React literally does this out of the box. Om does it (based on react). Reagent does it (based on react). Using js/React (raw js interop) does it. There is actually nothing to do. You exec your js in a nashhorn thread. That gives you some html. You ship it your browser on initial GET, then initialize react on it.

This is identical to what you'd be doing on react+node. With a macro or two, it's easier than anything node provides.

As an aside, isomorphic isn't a new anything. We were rendering pages on the server, rendering updates on the server with the same templates, sticking them in xml representing jquery dom manipulation, and pipelining those in a single request since at least 2007 (when I first encountered the technique and shipped with it, I believe we used a javascript library called Taconite, maybe since 2005 from looking at the sourceforge account). Progressive enhancements were rendered off the same templates and inserted asynchronously, automatically, based on whether the controller on the server detected it was an ajax request or a bare GET. This incidentally made things very cacheable.

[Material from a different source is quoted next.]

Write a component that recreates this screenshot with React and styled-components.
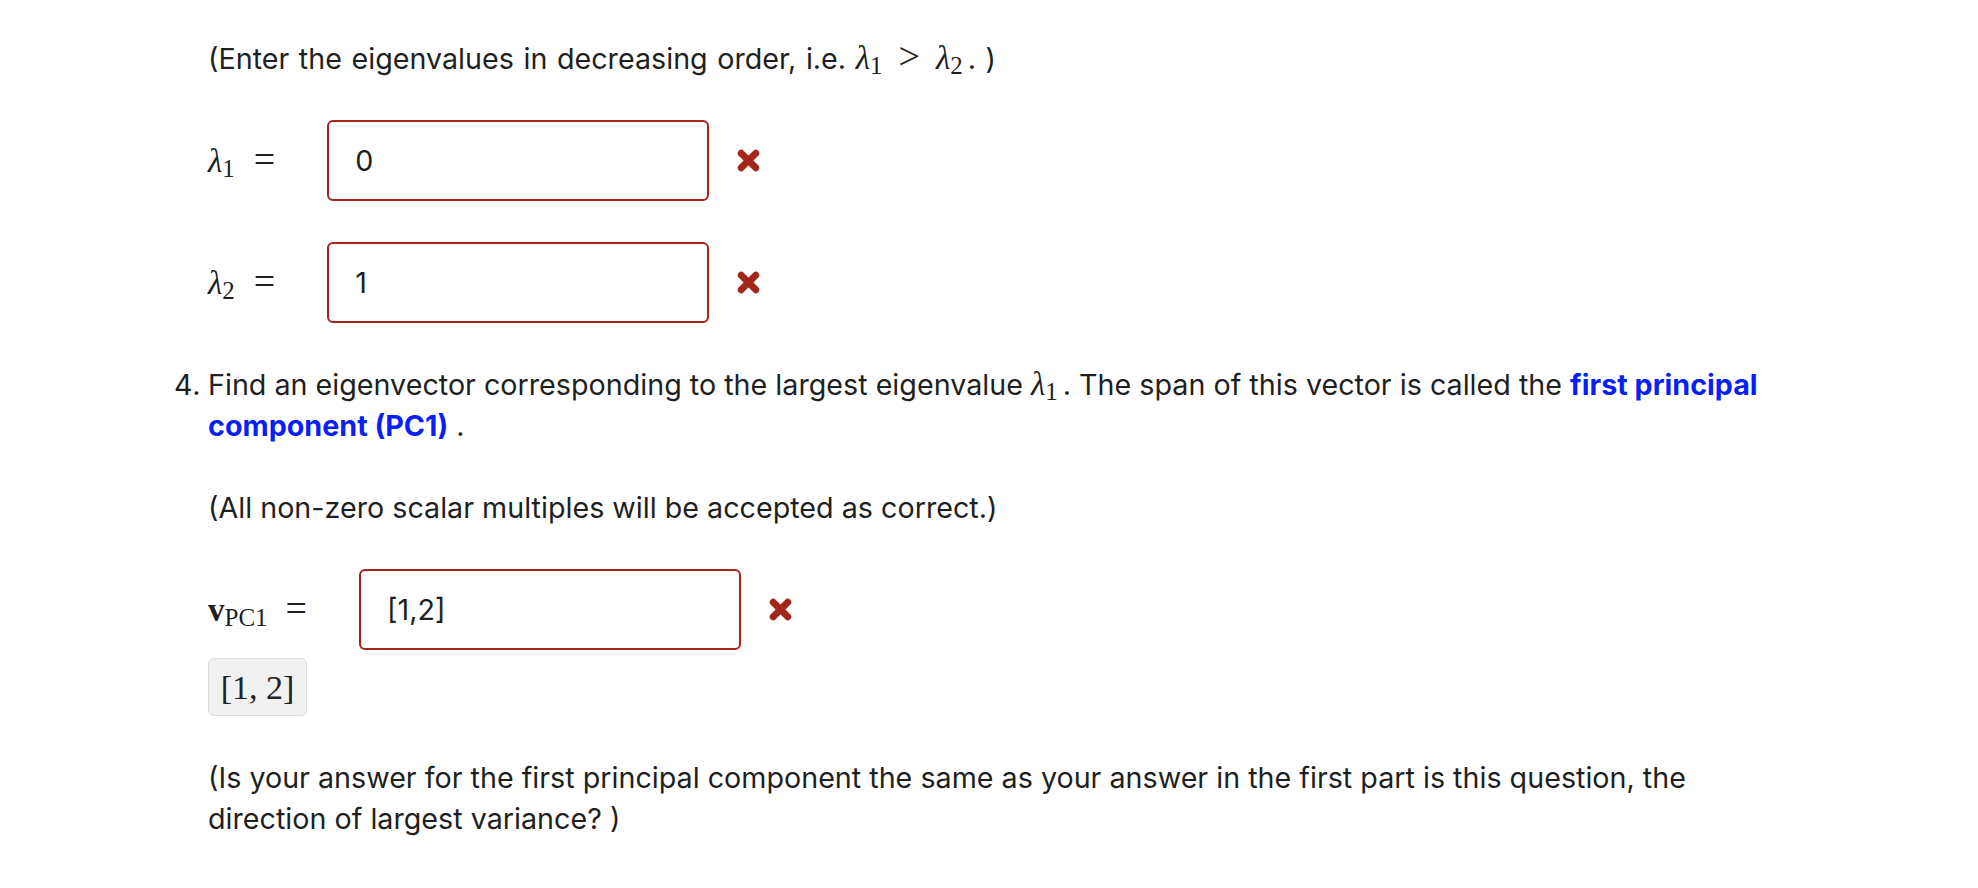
import React from "react";
import styled, { createGlobalStyle } from "styled-components";

const GlobalStyle = createGlobalStyle`
    html, body {
        margin: 0;
        padding: 0;
        background: #ffffff;
    }
    body {
        font-family: Inter, "Liberation Sans", sans-serif;
        color: #1f1f1f;
    }
`;

const Page = styled.div`
    width: 1978px;
    padding: 36px 0 40px 208px;
    box-sizing: border-box;
`;

const Content = styled.div`
    width: 1585px;
    font-size: 28.7px;
    line-height: 41px;
    display: flex;
    flex-direction: column;
    gap: 41px;
`;

const Para = styled.p`
    margin: 0;
    word-spacing: ${(p) => (p.$wide ? 1.5 : 0)}px;
`;

const Math = styled.span`
    font-family: "Liberation Serif", "DejaVu Serif", serif;
    font-size: 33px;
    word-spacing: 0;
    white-space: nowrap;
    margin-right: ${(p) => (p.$trail ? 5 : 0)}px;
`;

const Var = styled.i`
    font-style: italic;
`;

const Bold = styled.b`
    font-weight: bold;
`;

const Sub = styled.sub`
    font-size: 25px;
    vertical-align: -5px;
    line-height: 0;
`;

const Op = styled.span`
    font-size: 38px;
    margin-left: ${(p) => p.$space || 14}px;
    margin-right: ${(p) => (p.$rel ? p.$space : 0)}px;
`;

const Row = styled.div`
    display: flex;
    align-items: center;
`;

const Label = styled.div`
    margin-right: 52px;
    white-space: nowrap;
`;

const AnswerBox = styled.div`
    width: 382px;
    height: 81px;
    box-sizing: border-box;
    border: 2px solid #a5241b;
    border-radius: 6px;
    padding: 0 26px;
    display: flex;
    align-items: center;
    font-size: 28.7px;
    color: #1f1f1f;
    box-shadow: inset 0 1px 3px rgba(0, 0, 0, 0.06);
`;

const WrongMark = styled.svg`
    width: 25px;
    height: 25px;
    margin-left: 27px;
`;

const List = styled.ol`
    margin: 0;
    padding: 0;
    list-style-position: outside;
`;

const Item = styled.li`
    padding-left: 0;
`;

const Term = styled.span`
    color: #0a1ff5;
    font-weight: 700;
`;

const Block = styled.div`
    display: flex;
    flex-direction: column;
    gap: 8px;
`;

const Preview = styled.div`
    align-self: flex-start;
    width: 99px;
    height: 58px;
    box-sizing: border-box;
    background: #f1f1f1;
    border: 1px solid #dcdcdc;
    border-radius: 6px;
    display: flex;
    align-items: center;
    justify-content: center;
    font-family: "Liberation Serif", "DejaVu Serif", serif;
    font-size: 34px;
    color: #222;
`;

const Cross = () => (
    <WrongMark viewBox="0 0 24 24">
        <path
            d="M5 5 L19 19 M19 5 L5 19"
            stroke="#a3261a"
            strokeWidth="6.6"
            strokeLinecap="round"
            fill="none"
        />
    </WrongMark>
);

const Lambda = ({ n }) => (
    <>
        <Var>λ</Var>
        <Sub>{n}</Sub>
    </>
);

const EigenRow = ({ n, value }) => (
    <Row>
        <Label>
            <Math>
                <Lambda n={n} />
                <Op $space={19}>=</Op>
            </Math>
        </Label>
        <AnswerBox>{value}</AnswerBox>
        <Cross />
    </Row>
);

const App = () => {
    return (
        <>
            <GlobalStyle />
            <Page>
                <Content>
                    <Para $wide>
                        (Enter the eigenvalues in decreasing order, i.e.{" "}
                        <Math $trail>
                            <Lambda n="1" />
                            <Op $space={16} $rel>&gt;</Op>
                            <Lambda n="2" />
                        </Math>
                        . )
                    </Para>
                    <EigenRow n="1" value="0" />
                    <EigenRow n="2" value="1" />
                    <List start={4}>
                        <Item>
                            Find an eigenvector corresponding to the largest eigenvalue{" "}
                            <Math $trail>
                                <Lambda n="1" />
                            </Math>
                            . The span of this vector is called the{" "}
                            <Term>first principal component (PC1)</Term> .
                        </Item>
                    </List>
                    <Para>(All non-zero scalar multiples will be accepted as correct.)</Para>
                    <Block>
                        <Row>
                            <Label>
                                <Math>
                                    <Bold>v</Bold>
                                    <Sub>PC1</Sub>
                                    <Op $space={18}>=</Op>
                                </Math>
                            </Label>
                            <AnswerBox>[1,2]</AnswerBox>
                            <Cross />
                        </Row>
                        <Preview>[1, 2]</Preview>
                    </Block>
                    <Para>
                        (Is your answer for the first principal component the same as your answer in the
                        first part is this question, the direction of largest variance? )
                    </Para>
                </Content>
            </Page>
        </>
    );
};

export default App;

> React literally does this out of the box. Om does it (based on react). Reagent does it (based on react). Using js/React (raw js interop) does it. There is actually nothing to do. You exec your js in a nashhorn thread. That gives you some html. You ship it your browser on initial GET, then initialize react on it.

You're being disingenuous, I read the ClojureScript mailing list, this subject comes up regularly. People are still figuring it out, Nashorn is not well documented and the use of it for this purpose is not well documented. Please don't pretend like something is a common thing when it's not.


Do you have a link to these macros?


Here's a spot to start from: https://github.com/DomKM/omelette

EDIT: The example in the link provided builds on the now deprecated CLJX, so it's not entirely up to speed. (CLJX was the way to write clj/cljs in the same codebase until "reader conditionals" came along).